I thought my father was saying something poetic, about how a writer’s struggle is invisible, and for a minute I thought he was coming around. That he understood that my “studying” or “working” wasn’t always something you could chart. But just to make sure, I asked.
“What does that mean?”
“Have you ever seen ghosts fight?”
“There you go.”
I rolled my eyes. What was there to explain? Nothing really. It was a nice evening. We had just eaten a healthy, home-cooked meal. I had just cleaned my aunt’s pool and was now sitting with my feet in the water. It felt good, and looking at my grandparent’s faces, they felt good too. My father, with his arms crossed and his phone back in his pocket, was smiling.
My grandpa must have noticed something then. The sun was nearly completely gone, but there was still enough light to see barely, the outline of their faces and mine too.
“You’re at your best right now,” he said suddenly, “this is your best time.”

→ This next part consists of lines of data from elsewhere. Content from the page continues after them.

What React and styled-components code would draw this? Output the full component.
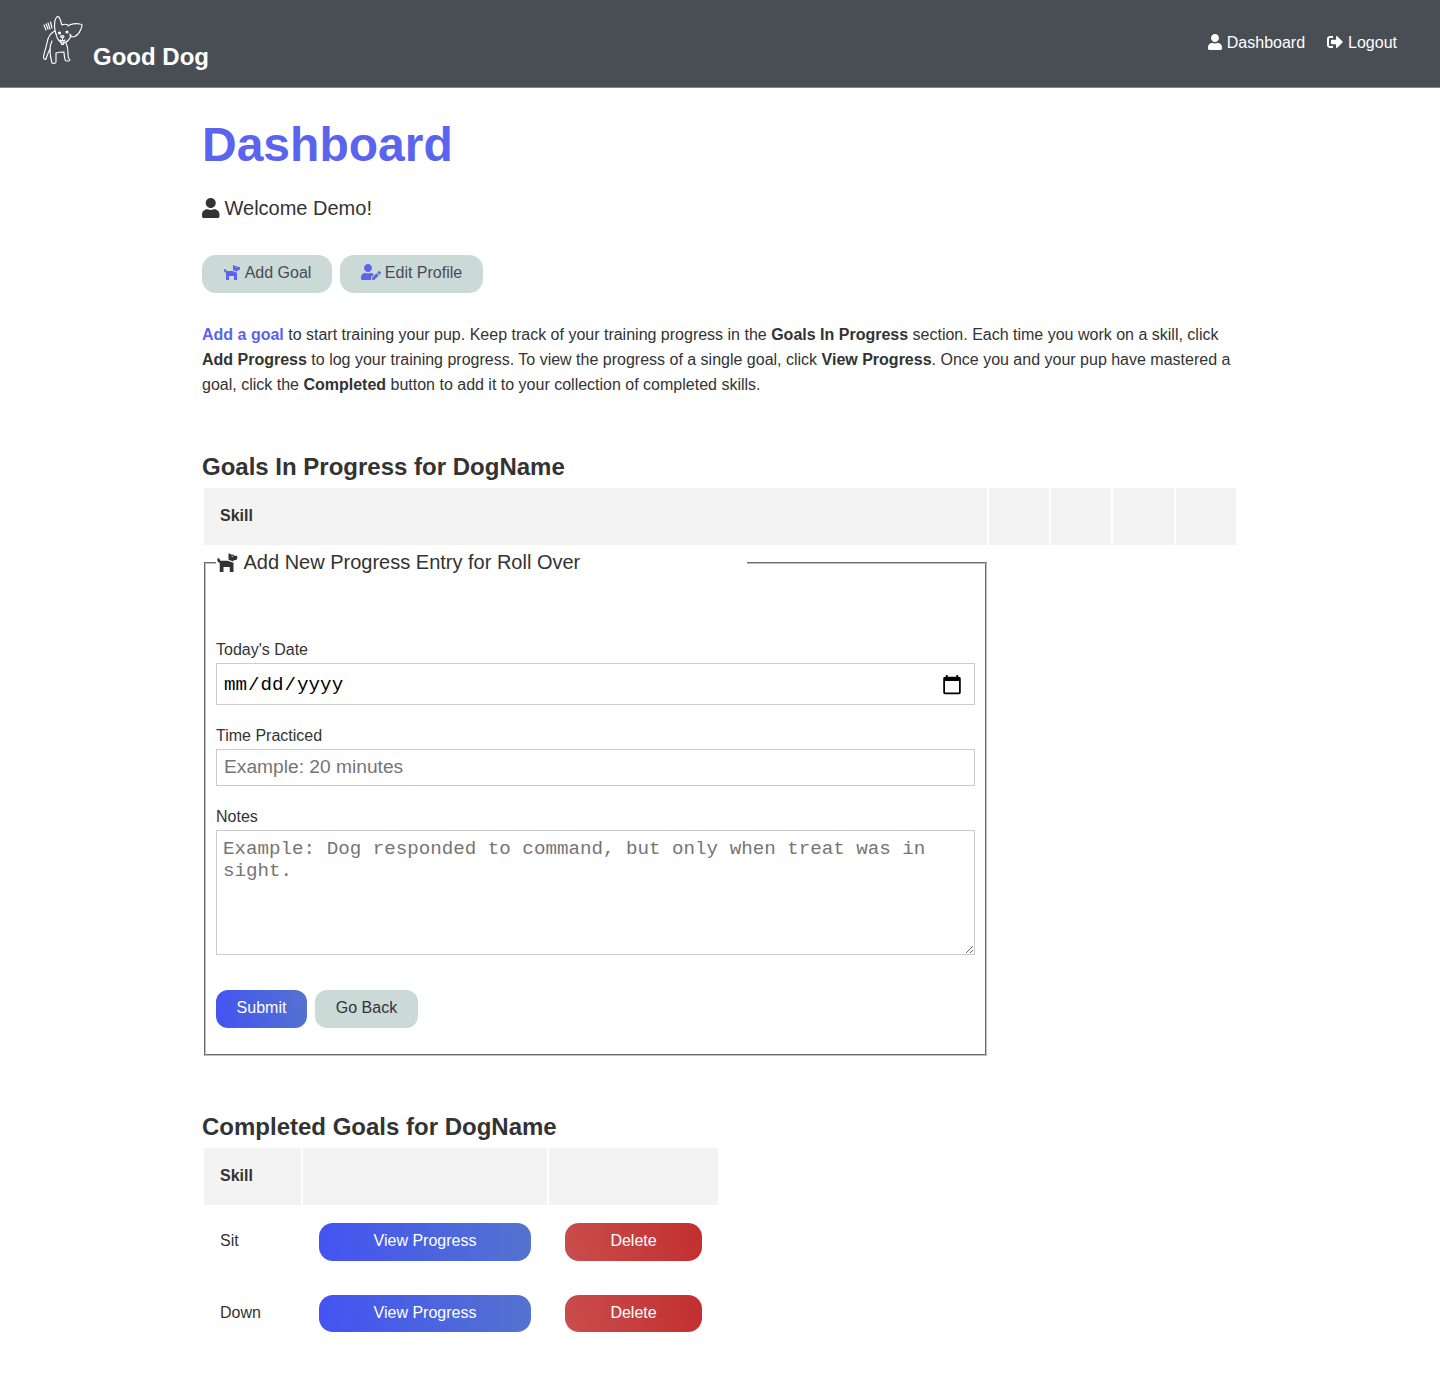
import React from "react";
import styled, { createGlobalStyle } from "styled-components";
import { FaDog, FaSignOutAlt, FaUser, FaUserEdit } from "react-icons/fa";

const GlobalStyle = createGlobalStyle`
  * {
    box-sizing: border-box;
  }
  body {
    margin: 0;
    background: #fff;
    color: #333;
    font-family: "Liberation Sans", Arial, sans-serif;
    font-size: 16px;
    line-height: 25px;
  }
`;

const DogIcon = styled(FaDog)`
  width: 1.125em;
  height: 1em;
  flex-shrink: 0;
`;

const UserIcon = styled(FaUser)`
  width: 0.875em;
  height: 1em;
  flex-shrink: 0;
`;

const EditIcon = styled(FaUserEdit)`
  width: 1.25em;
  height: 1em;
  flex-shrink: 0;
`;

const LogoutIcon = styled(FaSignOutAlt)`
  width: 1em;
  height: 1em;
  flex-shrink: 0;
`;

const Navbar = styled.header`
  height: 88px;
  padding: 0 43px;
  display: flex;
  justify-content: space-between;
  background: #494e55;
  border-bottom: 1px solid #6c86b5;
  color: #fff;
`;

const Brand = styled.a`
  display: flex;
  align-items: flex-start;
  gap: 10px;
  padding-top: 15px;
  font-size: 24px;
  font-weight: bold;
  color: #fff;
  span {
    margin-top: 27px;
    line-height: 30px;
  }
`;

const NavLinks = styled.nav`
  display: flex;
  gap: 22px;
  padding-top: 29px;
`;

const NavLink = styled.a`
  display: flex;
  align-items: center;
  gap: 5px;
  height: 26px;
  color: #fff;
`;

const Main = styled.main`
  width: 1036px;
  margin-left: 202px;
`;

const Title = styled.h1`
  margin: 27px 0 0;
  font-size: 48px;
  line-height: 60px;
  font-weight: bold;
  color: #5a64ee;
`;

const Welcome = styled.p`
  margin: 19px 0 0;
  display: flex;
  align-items: center;
  gap: 5px;
  font-size: 20px;
  line-height: 28px;
`;

const ButtonRow = styled.div`
  display: flex;
  gap: 8px;
  margin-top: ${(p) => p.$top}px;
`;

const Button = styled.button`
  display: inline-flex;
  align-items: center;
  justify-content: center;
  gap: 4px;
  height: ${(p) => p.$height || 38}px;
  padding: 0 20px ${(p) => p.$lift ?? 4}px;
  border: 0;
  border-radius: ${(p) => p.$radius || 14}px;
  font: 16px/25px "Liberation Sans", Arial, sans-serif;
  white-space: nowrap;
  color: ${(p) => p.$text || "#fff"};
  background: ${(p) => p.$bg};
  width: ${(p) => (p.$width ? `${p.$width}px` : "auto")};
  vertical-align: top;
  svg {
    color: #5a64ee;
  }
`;

const Intro = styled.p`
  margin: 29px 0 0;
  a {
    color: #5a64ee;
    font-weight: bold;
  }
`;

const SectionTitle = styled.h2`
  margin: ${(p) => p.$top}px 0 0;
  font-size: 24px;
  line-height: 30px;
  font-weight: bold;
`;

const Table = styled.table`
  border-collapse: separate;
  border-spacing: 2px;
  table-layout: fixed;
  width: ${(p) => p.$width}px;
  margin-top: 4px;
`;

const HeadCell = styled.th`
  height: 57px;
  padding: 0 16px 2px;
  background: #f3f3f3;
  text-align: left;
  font-weight: bold;
`;

const Cell = styled.td`
  padding: 16px;
  vertical-align: middle;
`;

const NameCell = styled(Cell)`
  padding: 15px 16px 17px;
`;

const FormCell = styled.td`
  padding: 0;
  vertical-align: top;
`;

const Fieldset = styled.fieldset`
  margin: 1px 0 0;
  padding: 0 10px 26px;
  width: 783px;
  height: 508px;
  border: 2px groove #c0c0c0;
`;

const Legend = styled.legend`
  display: flex;
  align-items: center;
  gap: 5px;
  width: 531px;
  padding: 0 0 2px;
  font-size: 20px;
  line-height: 28px;
`;

const FormBody = styled.div`
  padding-top: 59px;
`;

const Label = styled.label`
  display: block;
  margin-top: ${(p) => p.$top || 0}px;
  margin-bottom: 1px;
  line-height: 25px;
`;

const DateInput = styled.input`
  display: block;
  width: 759px;
  height: 42px;
  padding: 2px 6px 0;
  border: 1px solid #ccc;
  border-radius: 0;
  background: #fff;
  color: #000;
  font: 19.2px "Liberation Mono", "Courier New", monospace;
  &::-webkit-calendar-picker-indicator {
    width: 22px;
    height: 22px;
    margin-right: 5px;
    padding: 0;
  }
`;

const TextInput = styled.input`
  display: block;
  width: 759px;
  height: 37px;
  padding: 0 7px 2px;
  border: 1px solid #ccc;
  border-radius: 0;
  font: 19.2px "Liberation Sans", Arial, sans-serif;
  &::placeholder {
    color: #757575;
    opacity: 1;
  }
`;

const TextArea = styled.textarea`
  display: block;
  width: 759px;
  height: 125px;
  padding: 7px 6px;
  border: 1px solid #ccc;
  border-radius: 0;
  font: 19.2px/22px "Liberation Mono", "Courier New", monospace;
  &::placeholder {
    color: #757575;
    opacity: 1;
  }
`;

const blue = "linear-gradient(80deg, #4353f2, #5473cf)";
const red = "linear-gradient(80deg, #c94d4d, #c22f2f)";
const sage = "#cbdad6";

const goals = ["Sit", "Down"];

export default function App() {
  return (
    <>
      <GlobalStyle />
      <Navbar>
        <Brand>
          <DogLogo />
          <span>Good Dog</span>
        </Brand>
        <NavLinks>
          <NavLink>
            <UserIcon />
            Dashboard
          </NavLink>
          <NavLink>
            <LogoutIcon />
            Logout
          </NavLink>
        </NavLinks>
      </Navbar>
      <Main>
        <Title>Dashboard</Title>
        <Welcome>
          <UserIcon />
          Welcome Demo!
        </Welcome>
        <ButtonRow $top={33}>
          <Button $bg={sage} $text="#454b5b" $width={130}>
            <DogIcon />
            Add Goal
          </Button>
          <Button $bg={sage} $text="#454b5b" $width={143}>
            <EditIcon />
            Edit Profile
          </Button>
        </ButtonRow>
        <Intro>
          <a>Add a goal</a> to start training your pup. Keep track of your
          training progress in the <b>Goals In Progress</b> section. Each time
          you work on a skill, click <b>Add Progress</b> to log your training
          progress. To view the progress of a single goal, click{" "}
          <b>View Progress</b>. Once you and your pup have mastered a goal,
          click the <b>Completed</b> button to add it to your collection of
          completed skills.
        </Intro>

        <SectionTitle $top={55}>Goals In Progress for DogName</SectionTitle>
        <Table $width={1036}>
          <colgroup>
            <col style={{ width: 783 }} />
            <col style={{ width: 60 }} />
            <col style={{ width: 60 }} />
            <col style={{ width: 61 }} />
            <col style={{ width: 60 }} />
          </colgroup>
          <thead>
            <tr>
              <HeadCell>Skill</HeadCell>
              <HeadCell />
              <HeadCell />
              <HeadCell />
              <HeadCell />
            </tr>
          </thead>
          <tbody>
            <tr>
              <FormCell>
                <Fieldset>
                  <Legend>
                    <DogIcon />
                    Add New Progress Entry for Roll Over
                  </Legend>
                  <FormBody>
                    <Label htmlFor="date">Today's Date</Label>
                    <DateInput id="date" type="date" />
                    <Label htmlFor="time" $top={18}>
                      Time Practiced
                    </Label>
                    <TextInput id="time" placeholder="Example: 20 minutes" />
                    <Label htmlFor="notes" $top={18}>
                      Notes
                    </Label>
                    <TextArea
                      id="notes"
                      placeholder="Example: Dog responded to command, but only when treat was in sight."
                    />
                    <ButtonRow $top={35}>
                      <Button $bg={blue} $width={91} $radius={12}>
                        Submit
                      </Button>
                      <Button $bg={sage} $text="#333" $width={103} $radius={12}>
                        Go Back
                      </Button>
                    </ButtonRow>
                  </FormBody>
                </Fieldset>
              </FormCell>
            </tr>
          </tbody>
        </Table>

        <SectionTitle $top={54}>Completed Goals for DogName</SectionTitle>
        <Table $width={518}>
          <colgroup>
            <col style={{ width: 97 }} />
            <col style={{ width: 244 }} />
            <col style={{ width: 169 }} />
          </colgroup>
          <thead>
            <tr>
              <HeadCell>Skill</HeadCell>
              <HeadCell />
              <HeadCell />
            </tr>
          </thead>
          <tbody>
            {goals.map((goal) => (
              <tr key={goal}>
                <NameCell>{goal}</NameCell>
                <Cell>
                  <Button $bg={blue} $width={212} $height={37.6} $lift={2}>
                    View Progress
                  </Button>
                </Cell>
                <Cell>
                  <Button $bg={red} $width={137} $height={37.6} $lift={2}>
                    Delete
                  </Button>
                </Cell>
              </tr>
            ))}
          </tbody>
        </Table>
      </Main>
    </>
  );
}

function DogLogo() {
  return (
    <svg width="40" height="50" viewBox="0 0 40 50" fill="none" stroke="#fff" strokeWidth="1.15" strokeLinecap="round" strokeLinejoin="round">
      <path d="M1 10l2 5M3 9l2 5M5 8l2 6M7.500 7l1.500 6" />
      <path d="M13 19C11 14 11 6 13 3c1-2 3-2 4 1 1 2 1 4 2 6 2-1 4-1 6 0" />
      <path d="M25 11c2-2 8-3 12-2 3 0 2 2 1 5-2 5-5 8-9 8-2 0-2-2-2-3" />
      <path d="M13 19c1 5 4 9 7 9 4 0 7-4 8-8" />
      <circle cx="16.500" cy="18" r="1" fill="#fff" />
      <circle cx="24" cy="17" r="1" fill="#fff" />
      <path d="M17.500 21.500c1-1 2.500-1 3.500 0l-1.500 1.500zM19.500 23v2M17 25c1 1 4 1 5 0M18 26.500l.5 3 2 0 .5-3" />
      <path d="M12 16c-5 2-7 6-8 12-1 5-3 10-3.500 14 0 2 1.500 3 2.500 2 1-4 3-8 4-10 0 6 1 11 2 14 2 1 4 0 4-1l0-9c3-1 6-1 8-1 0 4 1 6 1 8 1 1.500 4 1.500 5 0-2-1-2-3-2-7 0-4-1-8-2-10" />
      <path d="M7 34c0-3 1-6 2-8" />
    </svg>
  );
}
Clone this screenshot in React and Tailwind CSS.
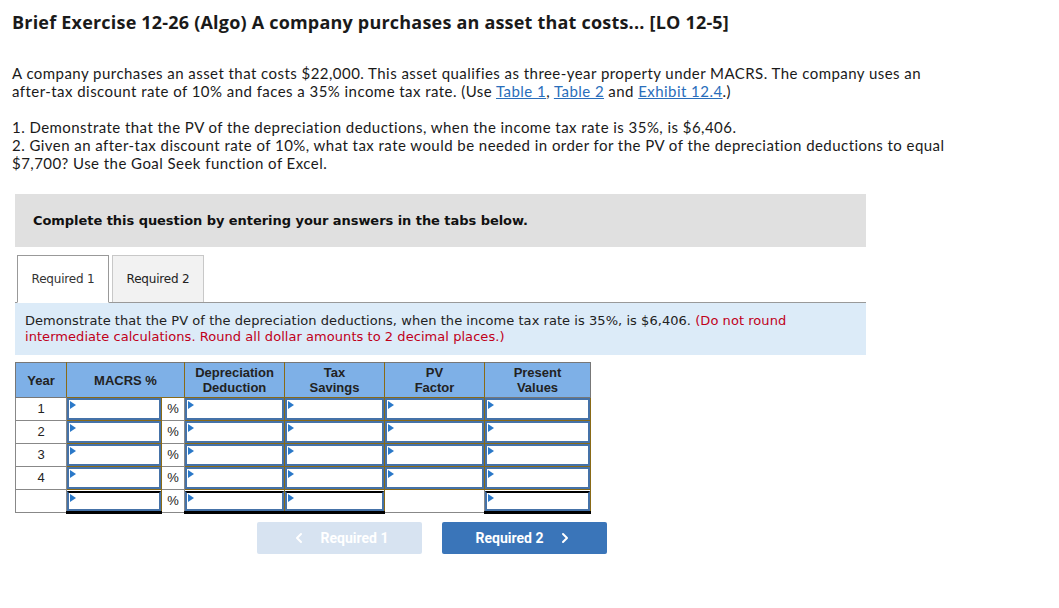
import { ChevronLeft, ChevronRight } from "lucide-react";

const cols = ["dep", "tax", "pv", "pres"];

function Flag() {
  return (
    <span className="absolute left-[1px] top-[1px] w-0 h-0 border-t-[4px] border-b-[4px] border-l-[6px] border-t-transparent border-b-transparent border-l-[#2a78c8]" />
  );
}

function InputCell({ total, blank }) {
  if (blank) {
    return <td className="p-0 h-[23px] border border-[#888] bg-white" />;
  }
  return (
    <td
      className={
        "p-0 h-[23px] border border-[#8a6a16] bg-white " +
        (total ? "border-b-[3px] border-b-black border-b-double" : "")
      }
    >
      <div
        className={
          "relative border-2 border-[#4572a8] " +
          (total ? "h-[20px] border-t-black" : "h-[22px]")
        }
      >
        <Flag />
      </div>
    </td>
  );
}

function App() {
  const rows = ["1", "2", "3", "4", ""];

  return (
    <div className="w-[1059px] h-[608px] bg-white text-[#1a1a1a] pt-[11px] font-['Lato','Open_Sans',sans-serif]">
      <h1 className="pl-[12px] font-['Open_Sans',sans-serif] text-[18px] font-bold leading-[22px] tracking-[0.2px]">
        Brief Exercise 12-26 (Algo) A company purchases an asset that costs... [LO 12-5]
      </h1>

      <div className="pl-[12px] w-[945px] mt-[31px] text-[15px] leading-[18px] tracking-[0.45px]">
        <p>
          A company purchases an asset that costs $22,000. This asset qualifies as three-year property under MACRS. The company uses an
          after-tax discount rate of 10% and faces a 35% income tax rate. (Use{" "}
          <span className="text-[#2a6ebb] underline">Table 1</span>,{" "}
          <span className="text-[#2a6ebb] underline">Table 2</span> and{" "}
          <span className="text-[#2a6ebb] underline">Exhibit 12.4</span>.)
        </p>
        <p className="mt-[18px]">
          1. Demonstrate that the PV of the depreciation deductions, when the income tax rate is 35%, is $6,406.
          <br />
          2. Given an after-tax discount rate of 10%, what tax rate would be needed in order for the PV of the depreciation deductions to equal
          $7,700? Use the Goal Seek function of Excel.
        </p>
      </div>

      <div className="ml-[15px] w-[851px] mt-[22px] font-['DejaVu_Sans',sans-serif]">
        <div className="h-[53px] bg-[#e0e0e0] flex items-center pl-[18px] text-[13px] font-bold tracking-[-0.05px] text-[#111]">
          Complete this question by entering your answers in the tabs below.
        </div>

        <div className="mt-[8px] flex items-end border-b border-[#999] pl-[2px] gap-[3px] h-[48px]">
          <div className="w-[92px] h-[48px] -mb-px bg-white border border-[#999] border-b-white flex items-center justify-center text-[12px] tracking-[-0.2px] text-[#333]">
            Required 1
          </div>
          <div className="w-[92px] h-[47px] bg-[#f2f2f2] border border-[#c8c8c8] border-b-0 flex items-center justify-center text-[12px] tracking-[-0.2px] text-[#222]">
            Required 2
          </div>
        </div>

        <div className="bg-[#dcebf8] px-[10px] pt-[10px] pb-[10px] text-[13px] leading-[16px] tracking-[0.05px] text-[#222]">
          Demonstrate that the PV of the depreciation deductions, when the income tax rate is 35%, is $6,406.{" "}
          <span className="text-[#c0001a]">
            (Do not round intermediate calculations. Round all dollar amounts to 2 decimal places.)
          </span>
        </div>
      </div>

      <table className="ml-[15px] mt-[7px] border-collapse table-fixed font-['Liberation_Sans',Arial,sans-serif] text-[13px] text-[#222]">
        <colgroup>
          <col className="w-[51px]" />
          <col className="w-[95px]" />
          <col className="w-[23px]" />
          <col className="w-[100px]" />
          <col className="w-[100px]" />
          <col className="w-[100px]" />
          <col className="w-[106px]" />
        </colgroup>
        <thead>
          <tr className="bg-[#7eb0e7] h-[35px] font-bold leading-[15px]">
            <th className="border border-[#777] border-r-[#8a6a16]">Year</th>
            <th colSpan={2} className="border border-[#8a6a16] border-t-[#777]">MACRS %</th>
            <th className="border border-[#8a6a16] border-t-[#777]">Depreciation<br />Deduction</th>
            <th className="border border-[#8a6a16] border-t-[#777]">Tax<br />Savings</th>
            <th className="border border-[#8a6a16] border-t-[#777]">PV<br />Factor</th>
            <th className="border border-[#777] border-l-[#8a6a16]">Present<br />Values</th>
          </tr>
        </thead>
        <tbody>
          {rows.map((y, i) => {
            const total = i === 4;
            return (
              <tr key={i} className="h-[23px]">
                <td className="border border-[#888] text-center bg-white">{y}</td>
                <InputCell total={total} />
                <td className="border border-[#888] bg-white text-center text-[13px]">%</td>
                {cols.map((c) => (
                  <InputCell key={c} total={total} blank={total && c === "pv"} />
                ))}
              </tr>
            );
          })}
        </tbody>
      </table>

      <div className="flex gap-[20px] pl-[257px] mt-[8px] font-['Roboto',sans-serif] text-[14px] font-bold">
        <button className="w-[165px] h-[32px] rounded-[2px] bg-[#d7e3f1] text-white flex items-center justify-center gap-[14px]">
          <ChevronLeft size={16} strokeWidth={3} />
          Required 1
        </button>
        <button className="w-[165px] h-[32px] rounded-[2px] bg-[#3a75b9] text-white flex items-center justify-center gap-[14px]">
          Required 2
          <ChevronRight size={16} strokeWidth={3} />
        </button>
      </div>
    </div>
  );
}

export default App;
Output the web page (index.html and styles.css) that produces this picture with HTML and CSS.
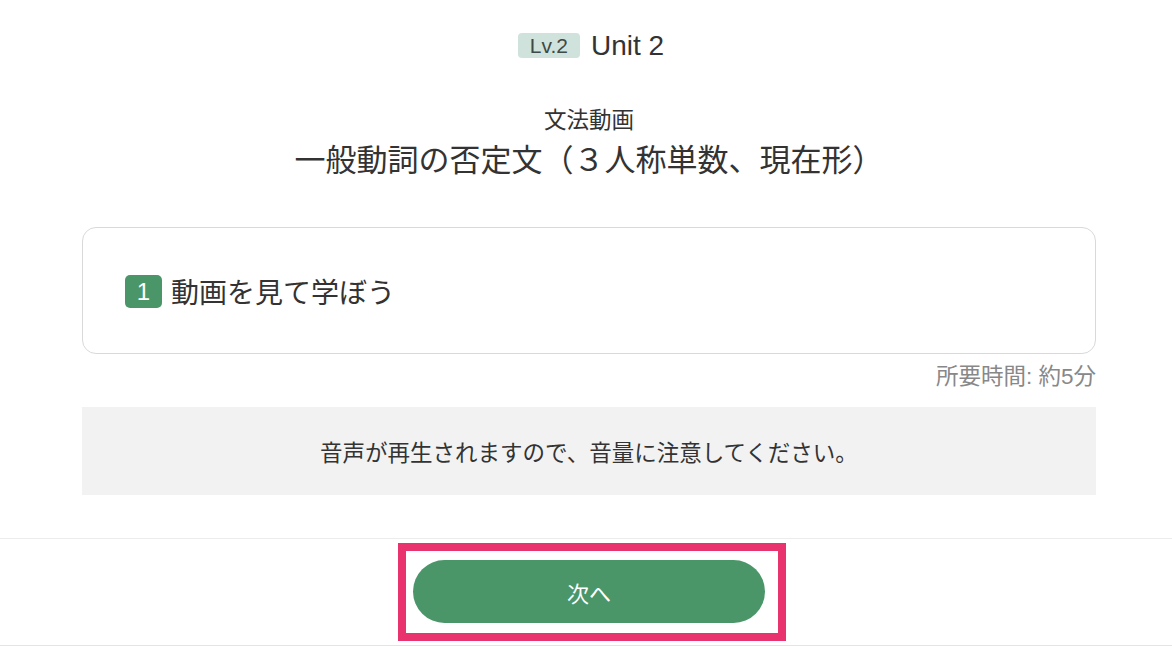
FILE: index.html
```html
<!DOCTYPE html>
<html lang="ja">
<head>
<meta charset="utf-8">
<link rel="stylesheet" href="styles.css">
<title>Unit 2</title>
</head>
<body>
  <div class="main">
    <div class="unit">
      <span class="level">Lv.2</span>
      <span class="unit-name">Unit 2</span>
    </div>
    <div class="kind">文法動画</div>
    <h1 class="title">一般動詞の否定文（３人称単数、現在形）</h1>

    <div class="card">
      <span class="step">1</span>
      <span class="step-text">動画を見て学ぼう</span>
    </div>
    <div class="time">所要時間: 約5分</div>

    <div class="notice">音声が再生されますので、音量に注意してください。</div>
  </div>

  <div class="footer">
    <div class="highlight">
      <button class="next">次へ</button>
    </div>
  </div>
</body>
</html>
```

FILE: styles.css
```css
html, body { margin: 0; padding: 0; background: #fff; }
body { font-family: "Liberation Sans", "Noto Sans CJK JP", sans-serif; color: #333; height: 646px; overflow: hidden; }

.main { padding: 33px 76px 0 82px; height: 505px; }

.unit { display: flex; justify-content: center; align-items: center; gap: 11px; height: 25px; margin-left: 4px; }
.level { background: #d0e2dc; color: #3d4a45; font-size: 21px; line-height: 25px; padding: 0 12px; border-radius: 4px; }
.unit-name { font-size: 28px; line-height: 25px; color: #333; }

.kind { text-align: center; font-size: 22.5px; line-height: 30px; margin-top: 48px; }
.title { text-align: center; font-size: 31px; font-weight: normal; line-height: 50px; margin: 0; color: #333; }

.card { display: flex; align-items: center; gap: 9px; height: 125px; margin-top: 41px; padding-left: 42px; border: 1px solid #d9d9d9; border-radius: 14px; }
.step { display: inline-flex; justify-content: center; align-items: center; width: 37px; height: 33px; background: #4a9669; color: #fff; border-radius: 5px; font-size: 24px; margin-top: 2px; }
.step-text { font-size: 28px; color: #333; }

.time { text-align: right; font-size: 22.5px; line-height: 30px; margin-top: 8px; color: #888; }

.notice { background: #f2f2f2; height: 88px; margin-top: 15px; display: flex; justify-content: center; align-items: center; font-size: 22.5px; color: #333; }

.footer { border-top: 1px solid #ececec; border-bottom: 1px solid #e4e4e4; height: 106px; display: flex; justify-content: center; padding: 0 76px 0 82px; }
.highlight { border: 8px solid #e8336f; padding: 9px 13px 10px 7px; margin-top: 4px; margin-left: 6px; height: 63px; }
.next { width: 352px; height: 63px; border: none; border-radius: 32px; background: #4a9669; color: #fff; font-family: "Noto Sans CJK JP", sans-serif; font-size: 22px; padding: 0; }
```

I wasn’t sure what he meant: was he referring to my youth or intellectual potential or fertility? Maybe all three. Was it warning? Or perhaps in the dimming twilight my grandfather had briefly forgotten that I was twenty-six and spoke to me as though I were still a child, having just left the children’s table to accompany them to the edge of the pool.
I didn’t know and there was something about the moment that told me not to ask. His statement had been issued and I could do with it what I wanted. I kicked my feet up a bit and caused the water to ripple. The lights changed again, then again, and again, casting a glow on all our faces, sometimes warm and red, sometimes a cool blue and white. I wondered if the pool light had a sensor. If I jumped in, would the lights stop changing? Probably not.